-- start Stored records --
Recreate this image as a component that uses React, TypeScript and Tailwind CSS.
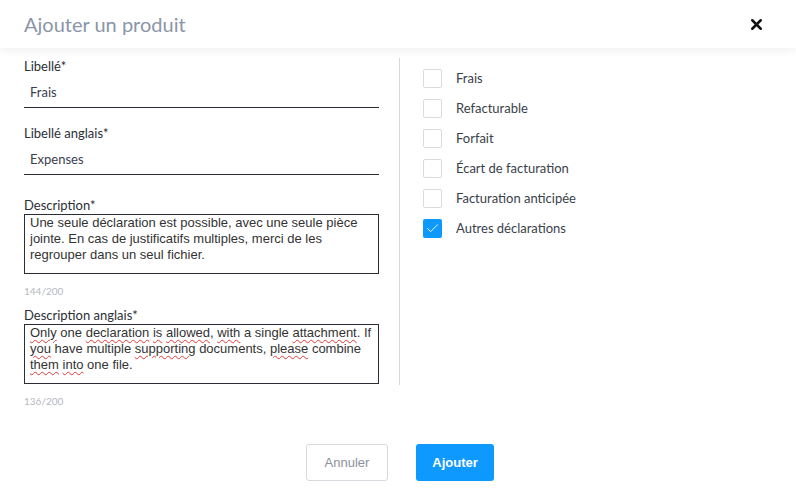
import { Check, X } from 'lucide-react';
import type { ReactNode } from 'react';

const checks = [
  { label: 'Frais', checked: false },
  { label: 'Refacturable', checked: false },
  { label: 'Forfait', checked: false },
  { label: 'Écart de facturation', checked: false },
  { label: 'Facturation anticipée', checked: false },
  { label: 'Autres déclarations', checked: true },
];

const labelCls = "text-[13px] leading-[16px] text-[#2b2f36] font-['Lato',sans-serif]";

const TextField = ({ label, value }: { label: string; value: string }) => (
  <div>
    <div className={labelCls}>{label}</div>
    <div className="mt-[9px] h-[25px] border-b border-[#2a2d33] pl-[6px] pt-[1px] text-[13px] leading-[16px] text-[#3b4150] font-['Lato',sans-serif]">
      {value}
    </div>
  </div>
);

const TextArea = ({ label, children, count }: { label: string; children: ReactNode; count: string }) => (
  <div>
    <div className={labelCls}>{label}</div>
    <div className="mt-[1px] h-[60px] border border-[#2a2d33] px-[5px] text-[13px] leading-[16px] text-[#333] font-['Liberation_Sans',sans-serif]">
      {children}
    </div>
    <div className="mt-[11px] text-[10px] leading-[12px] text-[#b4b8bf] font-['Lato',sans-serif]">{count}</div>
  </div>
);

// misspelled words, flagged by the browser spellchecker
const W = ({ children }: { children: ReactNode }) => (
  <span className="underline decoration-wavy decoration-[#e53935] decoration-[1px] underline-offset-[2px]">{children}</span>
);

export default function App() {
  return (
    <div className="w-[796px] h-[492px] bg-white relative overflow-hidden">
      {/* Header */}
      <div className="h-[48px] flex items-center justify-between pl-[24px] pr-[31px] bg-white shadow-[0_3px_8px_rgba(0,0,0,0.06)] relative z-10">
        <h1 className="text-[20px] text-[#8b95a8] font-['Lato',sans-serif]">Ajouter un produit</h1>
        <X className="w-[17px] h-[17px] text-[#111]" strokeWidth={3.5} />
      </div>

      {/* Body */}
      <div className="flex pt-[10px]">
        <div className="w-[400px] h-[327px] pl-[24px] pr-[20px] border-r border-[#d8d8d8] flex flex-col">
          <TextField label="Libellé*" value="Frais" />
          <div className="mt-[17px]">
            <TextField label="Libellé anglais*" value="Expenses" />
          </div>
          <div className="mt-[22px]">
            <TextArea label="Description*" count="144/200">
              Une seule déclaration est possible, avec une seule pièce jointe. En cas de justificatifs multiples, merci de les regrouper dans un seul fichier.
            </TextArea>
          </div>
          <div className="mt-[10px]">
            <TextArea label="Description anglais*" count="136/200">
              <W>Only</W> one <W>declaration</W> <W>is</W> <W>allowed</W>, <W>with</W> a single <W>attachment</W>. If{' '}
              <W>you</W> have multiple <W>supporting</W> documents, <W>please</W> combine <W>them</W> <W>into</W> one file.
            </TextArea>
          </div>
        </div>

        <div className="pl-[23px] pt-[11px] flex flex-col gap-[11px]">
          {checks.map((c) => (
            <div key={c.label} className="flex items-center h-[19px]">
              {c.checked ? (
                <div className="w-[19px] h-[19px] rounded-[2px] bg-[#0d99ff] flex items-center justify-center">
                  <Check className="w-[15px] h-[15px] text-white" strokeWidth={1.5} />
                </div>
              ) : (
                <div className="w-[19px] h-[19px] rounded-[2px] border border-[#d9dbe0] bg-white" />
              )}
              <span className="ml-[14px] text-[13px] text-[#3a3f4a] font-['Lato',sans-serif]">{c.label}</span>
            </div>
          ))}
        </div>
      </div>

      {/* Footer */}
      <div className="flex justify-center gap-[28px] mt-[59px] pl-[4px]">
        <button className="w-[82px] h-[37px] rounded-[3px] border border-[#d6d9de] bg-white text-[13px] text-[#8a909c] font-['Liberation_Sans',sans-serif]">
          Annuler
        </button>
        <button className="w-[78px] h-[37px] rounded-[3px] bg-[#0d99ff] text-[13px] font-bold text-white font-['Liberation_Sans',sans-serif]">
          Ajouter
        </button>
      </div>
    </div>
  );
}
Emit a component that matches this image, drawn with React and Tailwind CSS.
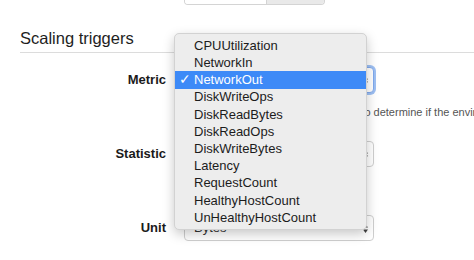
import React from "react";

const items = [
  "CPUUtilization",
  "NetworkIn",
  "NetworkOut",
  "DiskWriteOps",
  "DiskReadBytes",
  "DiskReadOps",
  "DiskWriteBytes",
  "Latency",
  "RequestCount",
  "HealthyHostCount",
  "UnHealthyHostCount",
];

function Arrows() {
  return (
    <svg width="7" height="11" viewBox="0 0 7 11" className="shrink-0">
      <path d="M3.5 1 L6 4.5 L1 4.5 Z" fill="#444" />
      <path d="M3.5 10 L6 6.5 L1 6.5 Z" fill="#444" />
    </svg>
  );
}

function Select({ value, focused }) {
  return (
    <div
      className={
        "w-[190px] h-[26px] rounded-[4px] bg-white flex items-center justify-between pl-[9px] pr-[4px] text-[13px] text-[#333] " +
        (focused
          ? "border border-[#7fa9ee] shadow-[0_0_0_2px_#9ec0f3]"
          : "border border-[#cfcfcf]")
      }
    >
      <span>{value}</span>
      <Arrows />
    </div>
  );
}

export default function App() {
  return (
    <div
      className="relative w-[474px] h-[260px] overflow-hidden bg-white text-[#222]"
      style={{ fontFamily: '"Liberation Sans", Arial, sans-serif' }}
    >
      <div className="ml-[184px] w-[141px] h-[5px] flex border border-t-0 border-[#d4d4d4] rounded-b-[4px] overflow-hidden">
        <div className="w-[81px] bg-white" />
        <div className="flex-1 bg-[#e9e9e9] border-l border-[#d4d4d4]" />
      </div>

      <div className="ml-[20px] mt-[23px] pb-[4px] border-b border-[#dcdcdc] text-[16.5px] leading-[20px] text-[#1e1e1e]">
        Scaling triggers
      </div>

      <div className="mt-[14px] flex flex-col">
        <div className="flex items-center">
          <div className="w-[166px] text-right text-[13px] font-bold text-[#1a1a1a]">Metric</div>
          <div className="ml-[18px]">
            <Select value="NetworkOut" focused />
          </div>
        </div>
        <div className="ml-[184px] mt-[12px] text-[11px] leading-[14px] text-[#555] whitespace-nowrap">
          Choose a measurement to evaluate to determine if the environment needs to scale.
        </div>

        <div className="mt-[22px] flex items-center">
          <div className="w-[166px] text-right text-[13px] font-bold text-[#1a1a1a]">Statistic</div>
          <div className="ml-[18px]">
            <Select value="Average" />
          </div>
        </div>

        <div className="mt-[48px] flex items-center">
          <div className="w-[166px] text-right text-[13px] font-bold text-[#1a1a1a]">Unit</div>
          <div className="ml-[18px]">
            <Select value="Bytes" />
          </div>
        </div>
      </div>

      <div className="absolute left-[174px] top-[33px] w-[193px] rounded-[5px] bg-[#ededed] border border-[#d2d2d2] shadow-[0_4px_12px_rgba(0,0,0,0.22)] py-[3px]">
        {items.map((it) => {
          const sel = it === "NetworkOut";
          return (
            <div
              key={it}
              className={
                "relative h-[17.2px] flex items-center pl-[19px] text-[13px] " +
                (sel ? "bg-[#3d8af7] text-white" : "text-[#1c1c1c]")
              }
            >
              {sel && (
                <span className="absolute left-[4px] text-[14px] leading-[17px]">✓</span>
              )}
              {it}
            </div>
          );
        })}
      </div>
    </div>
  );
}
-- end Stored records --
• _Task to complete_:
Repeat the data above exactly, but not the pictures.

• _Result for this task_:
Recreate this image as a component that uses React, TypeScript and Tailwind CSS.
import { Check, X } from 'lucide-react';
import type { ReactNode } from 'react';

const checks = [
  { label: 'Frais', checked: false },
  { label: 'Refacturable', checked: false },
  { label: 'Forfait', checked: false },
  { label: 'Écart de facturation', checked: false },
  { label: 'Facturation anticipée', checked: false },
  { label: 'Autres déclarations', checked: true },
];

const labelCls = "text-[13px] leading-[16px] text-[#2b2f36] font-['Lato',sans-serif]";

const TextField = ({ label, value }: { label: string; value: string }) => (
  <div>
    <div className={labelCls}>{label}</div>
    <div className="mt-[9px] h-[25px] border-b border-[#2a2d33] pl-[6px] pt-[1px] text-[13px] leading-[16px] text-[#3b4150] font-['Lato',sans-serif]">
      {value}
    </div>
  </div>
);

const TextArea = ({ label, children, count }: { label: string; children: ReactNode; count: string }) => (
  <div>
    <div className={labelCls}>{label}</div>
    <div className="mt-[1px] h-[60px] border border-[#2a2d33] px-[5px] text-[13px] leading-[16px] text-[#333] font-['Liberation_Sans',sans-serif]">
      {children}
    </div>
    <div className="mt-[11px] text-[10px] leading-[12px] text-[#b4b8bf] font-['Lato',sans-serif]">{count}</div>
  </div>
);

// misspelled words, flagged by the browser spellchecker
const W = ({ children }: { children: ReactNode }) => (
  <span className="underline decoration-wavy decoration-[#e53935] decoration-[1px] underline-offset-[2px]">{children}</span>
);

export default function App() {
  return (
    <div className="w-[796px] h-[492px] bg-white relative overflow-hidden">
      {/* Header */}
      <div className="h-[48px] flex items-center justify-between pl-[24px] pr-[31px] bg-white shadow-[0_3px_8px_rgba(0,0,0,0.06)] relative z-10">
        <h1 className="text-[20px] text-[#8b95a8] font-['Lato',sans-serif]">Ajouter un produit</h1>
        <X className="w-[17px] h-[17px] text-[#111]" strokeWidth={3.5} />
      </div>

      {/* Body */}
      <div className="flex pt-[10px]">
        <div className="w-[400px] h-[327px] pl-[24px] pr-[20px] border-r border-[#d8d8d8] flex flex-col">
          <TextField label="Libellé*" value="Frais" />
          <div className="mt-[17px]">
            <TextField label="Libellé anglais*" value="Expenses" />
          </div>
          <div className="mt-[22px]">
            <TextArea label="Description*" count="144/200">
              Une seule déclaration est possible, avec une seule pièce jointe. En cas de justificatifs multiples, merci de les regrouper dans un seul fichier.
            </TextArea>
          </div>
          <div className="mt-[10px]">
            <TextArea label="Description anglais*" count="136/200">
              <W>Only</W> one <W>declaration</W> <W>is</W> <W>allowed</W>, <W>with</W> a single <W>attachment</W>. If{' '}
              <W>you</W> have multiple <W>supporting</W> documents, <W>please</W> combine <W>them</W> <W>into</W> one file.
            </TextArea>
          </div>
        </div>

        <div className="pl-[23px] pt-[11px] flex flex-col gap-[11px]">
          {checks.map((c) => (
            <div key={c.label} className="flex items-center h-[19px]">
              {c.checked ? (
                <div className="w-[19px] h-[19px] rounded-[2px] bg-[#0d99ff] flex items-center justify-center">
                  <Check className="w-[15px] h-[15px] text-white" strokeWidth={1.5} />
                </div>
              ) : (
                <div className="w-[19px] h-[19px] rounded-[2px] border border-[#d9dbe0] bg-white" />
              )}
              <span className="ml-[14px] text-[13px] text-[#3a3f4a] font-['Lato',sans-serif]">{c.label}</span>
            </div>
          ))}
        </div>
      </div>

      {/* Footer */}
      <div className="flex justify-center gap-[28px] mt-[59px] pl-[4px]">
        <button className="w-[82px] h-[37px] rounded-[3px] border border-[#d6d9de] bg-white text-[13px] text-[#8a909c] font-['Liberation_Sans',sans-serif]">
          Annuler
        </button>
        <button className="w-[78px] h-[37px] rounded-[3px] bg-[#0d99ff] text-[13px] font-bold text-white font-['Liberation_Sans',sans-serif]">
          Ajouter
        </button>
      </div>
    </div>
  );
}
Emit a component that matches this image, drawn with React and Tailwind CSS.
import React from "react";

const items = [
  "CPUUtilization",
  "NetworkIn",
  "NetworkOut",
  "DiskWriteOps",
  "DiskReadBytes",
  "DiskReadOps",
  "DiskWriteBytes",
  "Latency",
  "RequestCount",
  "HealthyHostCount",
  "UnHealthyHostCount",
];

function Arrows() {
  return (
    <svg width="7" height="11" viewBox="0 0 7 11" className="shrink-0">
      <path d="M3.5 1 L6 4.5 L1 4.5 Z" fill="#444" />
      <path d="M3.5 10 L6 6.5 L1 6.5 Z" fill="#444" />
    </svg>
  );
}

function Select({ value, focused }) {
  return (
    <div
      className={
        "w-[190px] h-[26px] rounded-[4px] bg-white flex items-center justify-between pl-[9px] pr-[4px] text-[13px] text-[#333] " +
        (focused
          ? "border border-[#7fa9ee] shadow-[0_0_0_2px_#9ec0f3]"
          : "border border-[#cfcfcf]")
      }
    >
      <span>{value}</span>
      <Arrows />
    </div>
  );
}

export default function App() {
  return (
    <div
      className="relative w-[474px] h-[260px] overflow-hidden bg-white text-[#222]"
      style={{ fontFamily: '"Liberation Sans", Arial, sans-serif' }}
    >
      <div className="ml-[184px] w-[141px] h-[5px] flex border border-t-0 border-[#d4d4d4] rounded-b-[4px] overflow-hidden">
        <div className="w-[81px] bg-white" />
        <div className="flex-1 bg-[#e9e9e9] border-l border-[#d4d4d4]" />
      </div>

      <div className="ml-[20px] mt-[23px] pb-[4px] border-b border-[#dcdcdc] text-[16.5px] leading-[20px] text-[#1e1e1e]">
        Scaling triggers
      </div>

      <div className="mt-[14px] flex flex-col">
        <div className="flex items-center">
          <div className="w-[166px] text-right text-[13px] font-bold text-[#1a1a1a]">Metric</div>
          <div className="ml-[18px]">
            <Select value="NetworkOut" focused />
          </div>
        </div>
        <div className="ml-[184px] mt-[12px] text-[11px] leading-[14px] text-[#555] whitespace-nowrap">
          Choose a measurement to evaluate to determine if the environment needs to scale.
        </div>

        <div className="mt-[22px] flex items-center">
          <div className="w-[166px] text-right text-[13px] font-bold text-[#1a1a1a]">Statistic</div>
          <div className="ml-[18px]">
            <Select value="Average" />
          </div>
        </div>

        <div className="mt-[48px] flex items-center">
          <div className="w-[166px] text-right text-[13px] font-bold text-[#1a1a1a]">Unit</div>
          <div className="ml-[18px]">
            <Select value="Bytes" />
          </div>
        </div>
      </div>

      <div className="absolute left-[174px] top-[33px] w-[193px] rounded-[5px] bg-[#ededed] border border-[#d2d2d2] shadow-[0_4px_12px_rgba(0,0,0,0.22)] py-[3px]">
        {items.map((it) => {
          const sel = it === "NetworkOut";
          return (
            <div
              key={it}
              className={
                "relative h-[17.2px] flex items-center pl-[19px] text-[13px] " +
                (sel ? "bg-[#3d8af7] text-white" : "text-[#1c1c1c]")
              }
            >
              {sel && (
                <span className="absolute left-[4px] text-[14px] leading-[17px]">✓</span>
              )}
              {it}
            </div>
          );
        })}
      </div>
    </div>
  );
}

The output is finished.